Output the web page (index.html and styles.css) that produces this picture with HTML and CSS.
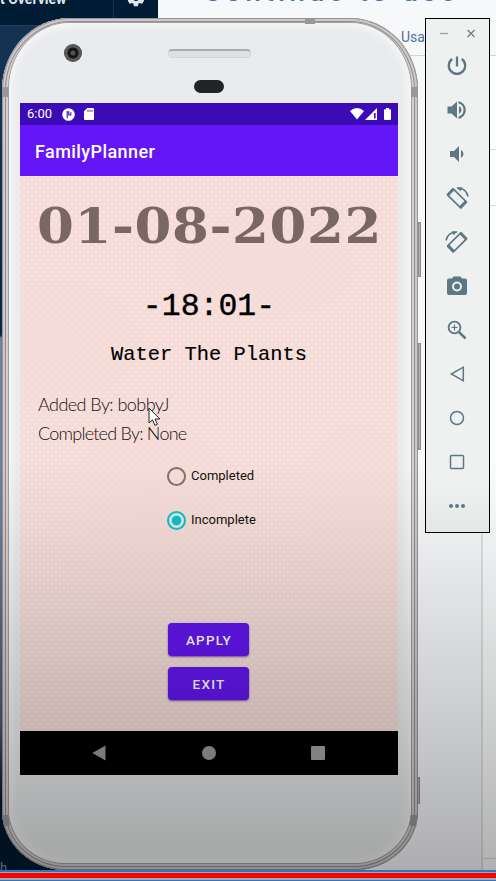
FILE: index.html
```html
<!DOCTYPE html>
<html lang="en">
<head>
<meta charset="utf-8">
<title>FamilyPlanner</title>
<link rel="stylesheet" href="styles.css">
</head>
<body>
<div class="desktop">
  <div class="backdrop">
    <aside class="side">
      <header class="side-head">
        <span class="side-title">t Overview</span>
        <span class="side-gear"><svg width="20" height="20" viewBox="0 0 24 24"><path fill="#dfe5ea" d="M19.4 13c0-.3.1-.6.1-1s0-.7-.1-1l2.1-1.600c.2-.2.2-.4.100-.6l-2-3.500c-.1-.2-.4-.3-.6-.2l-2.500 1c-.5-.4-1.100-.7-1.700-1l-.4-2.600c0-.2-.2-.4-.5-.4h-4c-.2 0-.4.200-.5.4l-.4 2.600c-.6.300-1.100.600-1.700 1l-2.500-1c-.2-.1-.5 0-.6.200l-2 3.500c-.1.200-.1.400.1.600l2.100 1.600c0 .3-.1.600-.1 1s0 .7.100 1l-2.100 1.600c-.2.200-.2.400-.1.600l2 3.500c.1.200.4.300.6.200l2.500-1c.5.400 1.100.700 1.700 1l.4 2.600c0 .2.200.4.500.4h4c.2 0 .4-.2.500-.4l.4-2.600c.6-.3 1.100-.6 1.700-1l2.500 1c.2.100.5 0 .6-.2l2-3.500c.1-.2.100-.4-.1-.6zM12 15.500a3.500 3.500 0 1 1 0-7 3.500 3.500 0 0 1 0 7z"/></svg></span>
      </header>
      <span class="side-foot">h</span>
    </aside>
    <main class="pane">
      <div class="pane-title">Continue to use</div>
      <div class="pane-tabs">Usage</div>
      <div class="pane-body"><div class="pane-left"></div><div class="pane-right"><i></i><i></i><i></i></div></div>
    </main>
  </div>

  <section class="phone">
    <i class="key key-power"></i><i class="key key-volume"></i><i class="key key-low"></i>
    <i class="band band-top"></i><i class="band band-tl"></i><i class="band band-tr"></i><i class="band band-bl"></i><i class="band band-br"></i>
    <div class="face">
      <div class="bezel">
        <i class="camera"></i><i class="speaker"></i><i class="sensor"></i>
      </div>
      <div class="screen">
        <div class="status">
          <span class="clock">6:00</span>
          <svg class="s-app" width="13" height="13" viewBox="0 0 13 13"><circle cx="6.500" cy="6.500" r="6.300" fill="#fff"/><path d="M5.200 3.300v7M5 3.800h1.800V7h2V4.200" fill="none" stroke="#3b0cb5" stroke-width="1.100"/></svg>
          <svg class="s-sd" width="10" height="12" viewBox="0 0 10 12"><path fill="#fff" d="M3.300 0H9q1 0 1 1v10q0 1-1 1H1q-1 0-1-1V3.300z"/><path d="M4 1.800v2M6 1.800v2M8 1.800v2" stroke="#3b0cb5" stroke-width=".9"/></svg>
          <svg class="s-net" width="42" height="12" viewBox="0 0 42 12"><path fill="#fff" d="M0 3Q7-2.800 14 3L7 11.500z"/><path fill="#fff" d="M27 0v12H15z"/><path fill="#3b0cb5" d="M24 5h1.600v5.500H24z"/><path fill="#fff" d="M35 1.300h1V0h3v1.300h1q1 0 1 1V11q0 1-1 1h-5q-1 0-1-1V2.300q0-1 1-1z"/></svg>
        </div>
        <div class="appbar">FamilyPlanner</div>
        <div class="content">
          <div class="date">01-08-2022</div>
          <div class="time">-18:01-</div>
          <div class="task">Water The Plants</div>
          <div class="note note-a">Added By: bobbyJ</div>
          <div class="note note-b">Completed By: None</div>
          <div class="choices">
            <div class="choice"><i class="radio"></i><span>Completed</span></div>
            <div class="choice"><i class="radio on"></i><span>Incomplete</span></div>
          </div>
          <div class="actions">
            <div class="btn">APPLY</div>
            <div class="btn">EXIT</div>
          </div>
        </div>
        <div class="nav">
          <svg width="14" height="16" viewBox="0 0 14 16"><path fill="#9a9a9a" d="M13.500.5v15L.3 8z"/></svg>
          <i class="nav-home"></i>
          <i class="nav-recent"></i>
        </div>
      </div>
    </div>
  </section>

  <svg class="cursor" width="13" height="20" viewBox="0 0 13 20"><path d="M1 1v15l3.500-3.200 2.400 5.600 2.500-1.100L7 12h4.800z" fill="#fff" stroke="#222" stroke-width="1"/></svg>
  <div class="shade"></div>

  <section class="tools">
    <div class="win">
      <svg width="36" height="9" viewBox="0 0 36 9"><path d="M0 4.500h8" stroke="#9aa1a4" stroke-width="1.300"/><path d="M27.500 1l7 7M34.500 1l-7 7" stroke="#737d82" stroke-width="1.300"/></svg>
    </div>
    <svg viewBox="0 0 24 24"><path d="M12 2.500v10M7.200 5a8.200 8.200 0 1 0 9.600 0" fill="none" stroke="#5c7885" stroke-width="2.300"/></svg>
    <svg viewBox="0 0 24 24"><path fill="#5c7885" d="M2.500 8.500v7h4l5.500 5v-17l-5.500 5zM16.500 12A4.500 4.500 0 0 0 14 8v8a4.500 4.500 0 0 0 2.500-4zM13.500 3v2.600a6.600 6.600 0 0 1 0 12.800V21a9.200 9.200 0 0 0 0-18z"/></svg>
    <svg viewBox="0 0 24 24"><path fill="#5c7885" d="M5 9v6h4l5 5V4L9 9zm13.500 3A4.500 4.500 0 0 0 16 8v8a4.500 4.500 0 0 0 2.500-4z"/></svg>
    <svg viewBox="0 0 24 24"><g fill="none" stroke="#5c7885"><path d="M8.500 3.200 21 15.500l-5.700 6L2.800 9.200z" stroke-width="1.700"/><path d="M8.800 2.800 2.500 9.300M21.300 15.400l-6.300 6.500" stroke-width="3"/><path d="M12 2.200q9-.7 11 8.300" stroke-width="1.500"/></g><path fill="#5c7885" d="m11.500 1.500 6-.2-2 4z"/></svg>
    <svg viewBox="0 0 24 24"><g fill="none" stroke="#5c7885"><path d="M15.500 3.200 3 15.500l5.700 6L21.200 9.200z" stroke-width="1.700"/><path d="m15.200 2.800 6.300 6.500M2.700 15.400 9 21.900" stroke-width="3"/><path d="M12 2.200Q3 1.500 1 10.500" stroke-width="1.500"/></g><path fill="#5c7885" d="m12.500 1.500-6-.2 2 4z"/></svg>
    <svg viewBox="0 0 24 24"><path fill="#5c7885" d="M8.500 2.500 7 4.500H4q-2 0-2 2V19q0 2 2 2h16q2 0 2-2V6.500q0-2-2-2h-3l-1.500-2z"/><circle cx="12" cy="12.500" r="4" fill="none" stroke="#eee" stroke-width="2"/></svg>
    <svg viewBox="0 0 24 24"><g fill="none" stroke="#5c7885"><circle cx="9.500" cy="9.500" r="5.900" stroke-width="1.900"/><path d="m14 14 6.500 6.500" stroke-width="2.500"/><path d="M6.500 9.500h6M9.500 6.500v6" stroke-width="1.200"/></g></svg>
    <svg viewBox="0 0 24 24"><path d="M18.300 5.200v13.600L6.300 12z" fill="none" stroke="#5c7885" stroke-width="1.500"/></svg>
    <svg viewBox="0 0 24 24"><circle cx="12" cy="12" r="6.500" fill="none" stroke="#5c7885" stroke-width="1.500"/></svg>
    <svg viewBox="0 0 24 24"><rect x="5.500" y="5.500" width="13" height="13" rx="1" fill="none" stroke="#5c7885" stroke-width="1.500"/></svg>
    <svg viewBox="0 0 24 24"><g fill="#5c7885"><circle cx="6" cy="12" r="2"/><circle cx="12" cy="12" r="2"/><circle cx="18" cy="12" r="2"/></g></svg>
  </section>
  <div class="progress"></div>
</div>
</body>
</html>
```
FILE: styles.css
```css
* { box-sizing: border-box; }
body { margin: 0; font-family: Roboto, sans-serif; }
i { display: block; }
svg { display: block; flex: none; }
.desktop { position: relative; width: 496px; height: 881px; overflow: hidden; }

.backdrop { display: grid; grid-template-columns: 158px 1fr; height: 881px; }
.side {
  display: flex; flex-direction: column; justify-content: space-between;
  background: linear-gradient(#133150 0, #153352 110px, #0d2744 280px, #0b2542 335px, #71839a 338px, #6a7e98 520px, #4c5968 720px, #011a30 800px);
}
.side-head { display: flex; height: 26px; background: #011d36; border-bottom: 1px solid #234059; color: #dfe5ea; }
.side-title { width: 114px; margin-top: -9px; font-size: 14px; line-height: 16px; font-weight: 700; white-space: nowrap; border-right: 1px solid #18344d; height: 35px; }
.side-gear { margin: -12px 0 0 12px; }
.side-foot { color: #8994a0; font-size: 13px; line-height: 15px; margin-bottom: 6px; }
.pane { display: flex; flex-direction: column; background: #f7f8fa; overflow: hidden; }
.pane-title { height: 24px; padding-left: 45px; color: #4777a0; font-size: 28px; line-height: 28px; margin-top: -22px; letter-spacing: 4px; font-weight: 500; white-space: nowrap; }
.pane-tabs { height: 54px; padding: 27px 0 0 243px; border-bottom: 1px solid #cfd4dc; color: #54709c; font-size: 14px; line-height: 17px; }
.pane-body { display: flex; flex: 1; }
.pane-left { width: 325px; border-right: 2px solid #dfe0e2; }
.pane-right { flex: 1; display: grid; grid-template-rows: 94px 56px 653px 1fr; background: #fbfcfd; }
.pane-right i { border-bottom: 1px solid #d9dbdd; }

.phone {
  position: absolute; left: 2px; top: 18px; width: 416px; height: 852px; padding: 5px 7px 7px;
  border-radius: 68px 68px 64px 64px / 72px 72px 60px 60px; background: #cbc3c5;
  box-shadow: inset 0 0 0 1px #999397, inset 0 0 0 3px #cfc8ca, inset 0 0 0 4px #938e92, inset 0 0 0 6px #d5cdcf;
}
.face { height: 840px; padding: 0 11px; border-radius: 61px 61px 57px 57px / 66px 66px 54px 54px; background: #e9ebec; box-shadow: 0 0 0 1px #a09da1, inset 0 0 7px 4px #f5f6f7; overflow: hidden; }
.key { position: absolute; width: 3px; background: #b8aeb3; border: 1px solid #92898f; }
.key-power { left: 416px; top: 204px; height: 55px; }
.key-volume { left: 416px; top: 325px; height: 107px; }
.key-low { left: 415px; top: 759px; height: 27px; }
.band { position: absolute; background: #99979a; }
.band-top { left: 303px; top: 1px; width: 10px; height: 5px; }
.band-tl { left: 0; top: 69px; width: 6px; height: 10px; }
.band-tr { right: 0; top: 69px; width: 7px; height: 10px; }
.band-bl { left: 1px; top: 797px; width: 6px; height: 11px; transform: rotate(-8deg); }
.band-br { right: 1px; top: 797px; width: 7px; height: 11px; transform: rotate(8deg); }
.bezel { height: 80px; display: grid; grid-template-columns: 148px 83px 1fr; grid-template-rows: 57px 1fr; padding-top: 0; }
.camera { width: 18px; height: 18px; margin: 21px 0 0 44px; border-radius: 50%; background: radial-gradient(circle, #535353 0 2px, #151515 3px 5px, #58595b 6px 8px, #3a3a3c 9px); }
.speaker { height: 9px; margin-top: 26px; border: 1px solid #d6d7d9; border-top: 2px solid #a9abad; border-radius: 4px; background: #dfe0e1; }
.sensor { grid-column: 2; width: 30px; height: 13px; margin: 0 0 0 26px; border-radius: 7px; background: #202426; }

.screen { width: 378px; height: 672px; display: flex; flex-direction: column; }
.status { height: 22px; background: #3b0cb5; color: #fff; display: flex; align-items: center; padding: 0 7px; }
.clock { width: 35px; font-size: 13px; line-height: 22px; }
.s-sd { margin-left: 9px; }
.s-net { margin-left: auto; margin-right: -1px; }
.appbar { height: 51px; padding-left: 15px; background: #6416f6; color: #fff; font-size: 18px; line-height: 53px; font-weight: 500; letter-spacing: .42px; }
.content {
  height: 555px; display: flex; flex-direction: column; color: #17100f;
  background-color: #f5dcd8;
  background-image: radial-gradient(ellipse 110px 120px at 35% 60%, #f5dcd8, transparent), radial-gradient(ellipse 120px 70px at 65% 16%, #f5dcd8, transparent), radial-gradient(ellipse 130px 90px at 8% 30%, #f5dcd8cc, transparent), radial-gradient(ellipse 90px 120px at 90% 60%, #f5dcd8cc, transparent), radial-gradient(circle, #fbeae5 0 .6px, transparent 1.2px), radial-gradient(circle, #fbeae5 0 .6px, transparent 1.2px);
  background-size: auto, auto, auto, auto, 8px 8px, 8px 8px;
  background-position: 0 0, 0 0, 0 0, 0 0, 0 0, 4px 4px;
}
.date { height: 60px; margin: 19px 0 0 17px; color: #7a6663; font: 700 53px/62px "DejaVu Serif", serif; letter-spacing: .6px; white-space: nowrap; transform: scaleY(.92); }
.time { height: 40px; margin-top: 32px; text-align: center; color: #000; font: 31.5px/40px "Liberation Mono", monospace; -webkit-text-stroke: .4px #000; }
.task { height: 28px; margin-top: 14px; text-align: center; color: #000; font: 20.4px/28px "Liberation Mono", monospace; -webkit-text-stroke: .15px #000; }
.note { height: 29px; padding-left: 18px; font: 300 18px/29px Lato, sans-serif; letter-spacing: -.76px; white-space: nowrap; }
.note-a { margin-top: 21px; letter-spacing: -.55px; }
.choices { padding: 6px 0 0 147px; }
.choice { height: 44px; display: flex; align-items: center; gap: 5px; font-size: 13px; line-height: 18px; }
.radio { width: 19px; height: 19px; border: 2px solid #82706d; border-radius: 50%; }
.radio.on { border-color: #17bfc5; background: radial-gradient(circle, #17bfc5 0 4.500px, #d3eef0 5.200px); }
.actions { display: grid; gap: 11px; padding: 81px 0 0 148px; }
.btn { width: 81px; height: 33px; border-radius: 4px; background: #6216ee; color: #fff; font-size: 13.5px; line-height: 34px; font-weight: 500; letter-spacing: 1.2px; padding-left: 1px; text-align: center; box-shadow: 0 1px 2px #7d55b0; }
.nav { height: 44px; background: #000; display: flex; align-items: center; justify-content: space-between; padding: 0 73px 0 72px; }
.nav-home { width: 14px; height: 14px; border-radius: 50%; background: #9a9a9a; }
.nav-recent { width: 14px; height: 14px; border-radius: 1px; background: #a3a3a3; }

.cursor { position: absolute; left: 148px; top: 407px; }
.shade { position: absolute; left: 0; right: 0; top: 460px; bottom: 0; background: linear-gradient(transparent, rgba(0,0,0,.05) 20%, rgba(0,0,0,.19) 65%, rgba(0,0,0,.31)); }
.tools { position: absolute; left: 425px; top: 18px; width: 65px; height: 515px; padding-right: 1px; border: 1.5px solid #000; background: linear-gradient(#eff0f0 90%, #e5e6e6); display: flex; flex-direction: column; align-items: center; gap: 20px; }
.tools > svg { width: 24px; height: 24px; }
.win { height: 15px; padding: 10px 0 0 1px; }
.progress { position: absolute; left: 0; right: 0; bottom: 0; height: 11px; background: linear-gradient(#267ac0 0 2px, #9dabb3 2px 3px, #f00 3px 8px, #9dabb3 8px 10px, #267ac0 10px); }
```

+ + + +

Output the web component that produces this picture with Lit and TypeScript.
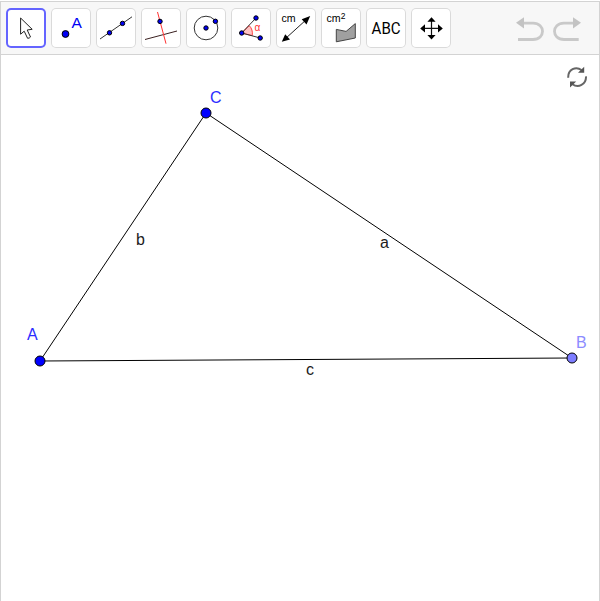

+ + + +

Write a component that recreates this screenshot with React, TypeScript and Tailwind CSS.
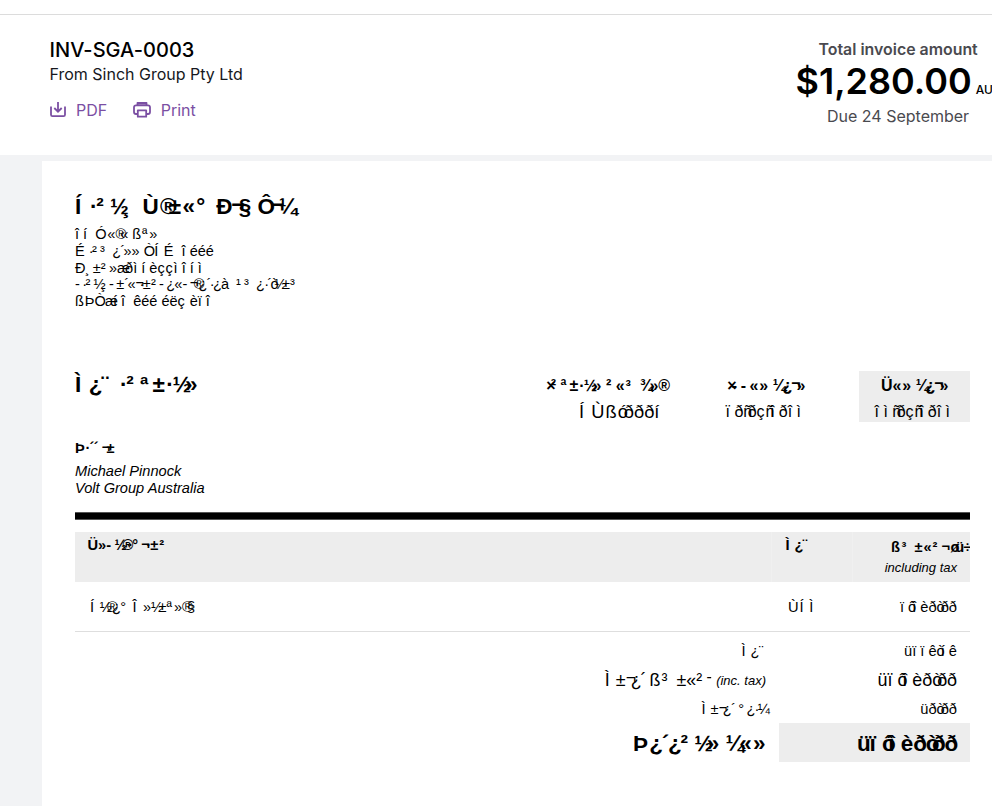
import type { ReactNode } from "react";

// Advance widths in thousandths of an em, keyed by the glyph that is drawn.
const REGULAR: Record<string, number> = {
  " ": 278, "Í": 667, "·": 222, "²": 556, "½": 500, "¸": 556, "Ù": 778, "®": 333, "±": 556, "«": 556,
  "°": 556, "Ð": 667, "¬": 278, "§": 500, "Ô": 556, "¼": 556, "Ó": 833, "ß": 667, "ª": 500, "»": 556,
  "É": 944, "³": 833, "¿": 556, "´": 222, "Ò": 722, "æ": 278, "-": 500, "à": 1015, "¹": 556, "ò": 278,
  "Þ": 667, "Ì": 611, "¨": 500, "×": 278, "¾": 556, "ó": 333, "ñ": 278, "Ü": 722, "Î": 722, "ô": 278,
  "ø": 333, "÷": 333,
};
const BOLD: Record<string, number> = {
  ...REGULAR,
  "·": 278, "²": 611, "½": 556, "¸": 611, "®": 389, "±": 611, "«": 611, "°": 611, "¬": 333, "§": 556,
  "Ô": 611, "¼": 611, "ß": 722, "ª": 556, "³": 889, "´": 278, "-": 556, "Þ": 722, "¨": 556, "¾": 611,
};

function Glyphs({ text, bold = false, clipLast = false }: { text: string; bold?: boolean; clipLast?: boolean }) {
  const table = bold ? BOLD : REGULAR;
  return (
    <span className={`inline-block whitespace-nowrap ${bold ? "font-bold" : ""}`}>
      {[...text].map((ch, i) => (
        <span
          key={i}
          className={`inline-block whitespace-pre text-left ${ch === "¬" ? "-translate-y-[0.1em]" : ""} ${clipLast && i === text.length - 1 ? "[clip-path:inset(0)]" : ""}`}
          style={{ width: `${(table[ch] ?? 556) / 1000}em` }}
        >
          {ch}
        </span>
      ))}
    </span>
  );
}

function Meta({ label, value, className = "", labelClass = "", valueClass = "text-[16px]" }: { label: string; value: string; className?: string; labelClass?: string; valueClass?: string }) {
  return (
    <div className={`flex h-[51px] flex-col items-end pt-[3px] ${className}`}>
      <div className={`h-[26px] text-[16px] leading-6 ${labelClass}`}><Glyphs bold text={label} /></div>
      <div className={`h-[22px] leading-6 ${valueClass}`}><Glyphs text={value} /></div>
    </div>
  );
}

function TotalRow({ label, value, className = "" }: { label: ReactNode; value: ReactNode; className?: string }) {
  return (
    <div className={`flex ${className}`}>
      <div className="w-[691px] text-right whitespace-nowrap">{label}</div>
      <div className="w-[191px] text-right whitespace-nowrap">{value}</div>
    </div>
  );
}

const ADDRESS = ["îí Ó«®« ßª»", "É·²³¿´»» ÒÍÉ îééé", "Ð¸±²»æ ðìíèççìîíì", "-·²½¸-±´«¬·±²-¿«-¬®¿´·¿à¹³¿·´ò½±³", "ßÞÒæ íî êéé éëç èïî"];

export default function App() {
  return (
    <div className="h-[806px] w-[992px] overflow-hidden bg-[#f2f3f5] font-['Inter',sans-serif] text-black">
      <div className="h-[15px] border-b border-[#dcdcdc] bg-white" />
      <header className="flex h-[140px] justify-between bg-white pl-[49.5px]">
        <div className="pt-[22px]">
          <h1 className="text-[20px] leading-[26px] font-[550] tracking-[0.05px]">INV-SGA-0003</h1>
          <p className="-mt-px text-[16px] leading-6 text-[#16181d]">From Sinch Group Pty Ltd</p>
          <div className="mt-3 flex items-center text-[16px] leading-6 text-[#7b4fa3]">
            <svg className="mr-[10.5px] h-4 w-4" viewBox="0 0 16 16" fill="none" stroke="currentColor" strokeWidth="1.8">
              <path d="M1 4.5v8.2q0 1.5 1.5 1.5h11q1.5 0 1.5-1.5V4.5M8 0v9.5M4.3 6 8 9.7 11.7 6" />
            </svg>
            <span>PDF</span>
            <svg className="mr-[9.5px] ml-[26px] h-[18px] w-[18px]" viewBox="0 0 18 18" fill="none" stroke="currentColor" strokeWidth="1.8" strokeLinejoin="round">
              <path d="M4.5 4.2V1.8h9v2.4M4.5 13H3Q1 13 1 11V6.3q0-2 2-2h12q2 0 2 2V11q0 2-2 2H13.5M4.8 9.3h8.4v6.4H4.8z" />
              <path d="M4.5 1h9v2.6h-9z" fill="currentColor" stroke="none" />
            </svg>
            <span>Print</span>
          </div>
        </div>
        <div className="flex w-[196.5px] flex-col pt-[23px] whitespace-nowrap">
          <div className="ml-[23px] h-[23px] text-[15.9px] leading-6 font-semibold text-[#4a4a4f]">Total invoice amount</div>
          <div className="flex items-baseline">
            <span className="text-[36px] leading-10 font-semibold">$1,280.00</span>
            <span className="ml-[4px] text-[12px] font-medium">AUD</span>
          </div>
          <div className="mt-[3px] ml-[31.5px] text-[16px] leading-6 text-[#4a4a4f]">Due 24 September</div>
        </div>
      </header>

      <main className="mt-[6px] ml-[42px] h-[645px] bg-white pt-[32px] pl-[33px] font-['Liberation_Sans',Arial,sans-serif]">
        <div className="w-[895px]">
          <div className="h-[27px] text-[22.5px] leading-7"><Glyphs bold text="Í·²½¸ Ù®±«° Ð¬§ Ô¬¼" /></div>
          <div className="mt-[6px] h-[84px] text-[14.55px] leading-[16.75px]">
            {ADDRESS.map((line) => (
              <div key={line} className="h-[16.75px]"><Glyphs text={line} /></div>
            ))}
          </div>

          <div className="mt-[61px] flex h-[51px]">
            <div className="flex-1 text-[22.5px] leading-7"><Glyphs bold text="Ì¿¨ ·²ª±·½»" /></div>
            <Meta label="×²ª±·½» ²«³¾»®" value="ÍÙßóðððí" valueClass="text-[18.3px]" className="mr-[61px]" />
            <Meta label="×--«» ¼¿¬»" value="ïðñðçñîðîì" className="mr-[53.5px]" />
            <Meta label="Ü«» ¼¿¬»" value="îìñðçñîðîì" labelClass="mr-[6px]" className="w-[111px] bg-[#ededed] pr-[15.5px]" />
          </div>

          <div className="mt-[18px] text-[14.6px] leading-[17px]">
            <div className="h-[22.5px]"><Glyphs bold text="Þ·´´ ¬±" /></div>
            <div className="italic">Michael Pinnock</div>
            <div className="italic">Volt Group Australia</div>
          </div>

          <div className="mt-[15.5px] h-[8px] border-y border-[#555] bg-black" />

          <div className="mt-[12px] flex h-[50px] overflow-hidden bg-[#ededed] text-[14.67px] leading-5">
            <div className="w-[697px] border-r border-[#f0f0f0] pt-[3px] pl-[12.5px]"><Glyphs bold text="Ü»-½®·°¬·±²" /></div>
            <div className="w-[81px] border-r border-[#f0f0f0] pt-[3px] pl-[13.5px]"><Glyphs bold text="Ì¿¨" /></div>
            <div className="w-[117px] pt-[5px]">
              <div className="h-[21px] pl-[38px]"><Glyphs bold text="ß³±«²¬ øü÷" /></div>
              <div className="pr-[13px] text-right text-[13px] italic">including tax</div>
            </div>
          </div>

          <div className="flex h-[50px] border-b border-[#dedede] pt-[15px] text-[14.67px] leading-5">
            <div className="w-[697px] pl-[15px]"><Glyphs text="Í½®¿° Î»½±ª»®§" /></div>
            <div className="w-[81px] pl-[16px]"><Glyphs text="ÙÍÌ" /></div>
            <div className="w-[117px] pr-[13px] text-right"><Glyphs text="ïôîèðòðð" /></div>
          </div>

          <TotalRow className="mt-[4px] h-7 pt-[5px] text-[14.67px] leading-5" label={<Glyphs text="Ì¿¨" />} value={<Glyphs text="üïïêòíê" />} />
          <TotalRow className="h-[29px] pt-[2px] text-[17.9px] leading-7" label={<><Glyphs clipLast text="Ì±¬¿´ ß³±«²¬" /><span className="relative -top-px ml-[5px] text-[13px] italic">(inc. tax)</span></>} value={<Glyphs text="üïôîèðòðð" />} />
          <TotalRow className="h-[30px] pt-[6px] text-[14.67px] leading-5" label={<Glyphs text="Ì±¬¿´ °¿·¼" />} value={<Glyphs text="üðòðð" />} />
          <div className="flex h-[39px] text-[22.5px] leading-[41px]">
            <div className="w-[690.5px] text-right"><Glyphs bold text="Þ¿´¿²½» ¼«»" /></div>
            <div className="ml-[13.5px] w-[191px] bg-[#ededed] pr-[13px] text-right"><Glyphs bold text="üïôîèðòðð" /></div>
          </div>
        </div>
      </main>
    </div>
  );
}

+ + + +

Filter the listing for the word "TypeScript" and copy every line that holds it.

Output the web component that produces this picture with Lit and TypeScript.
Write a component that recreates this screenshot with React, TypeScript and Tailwind CSS.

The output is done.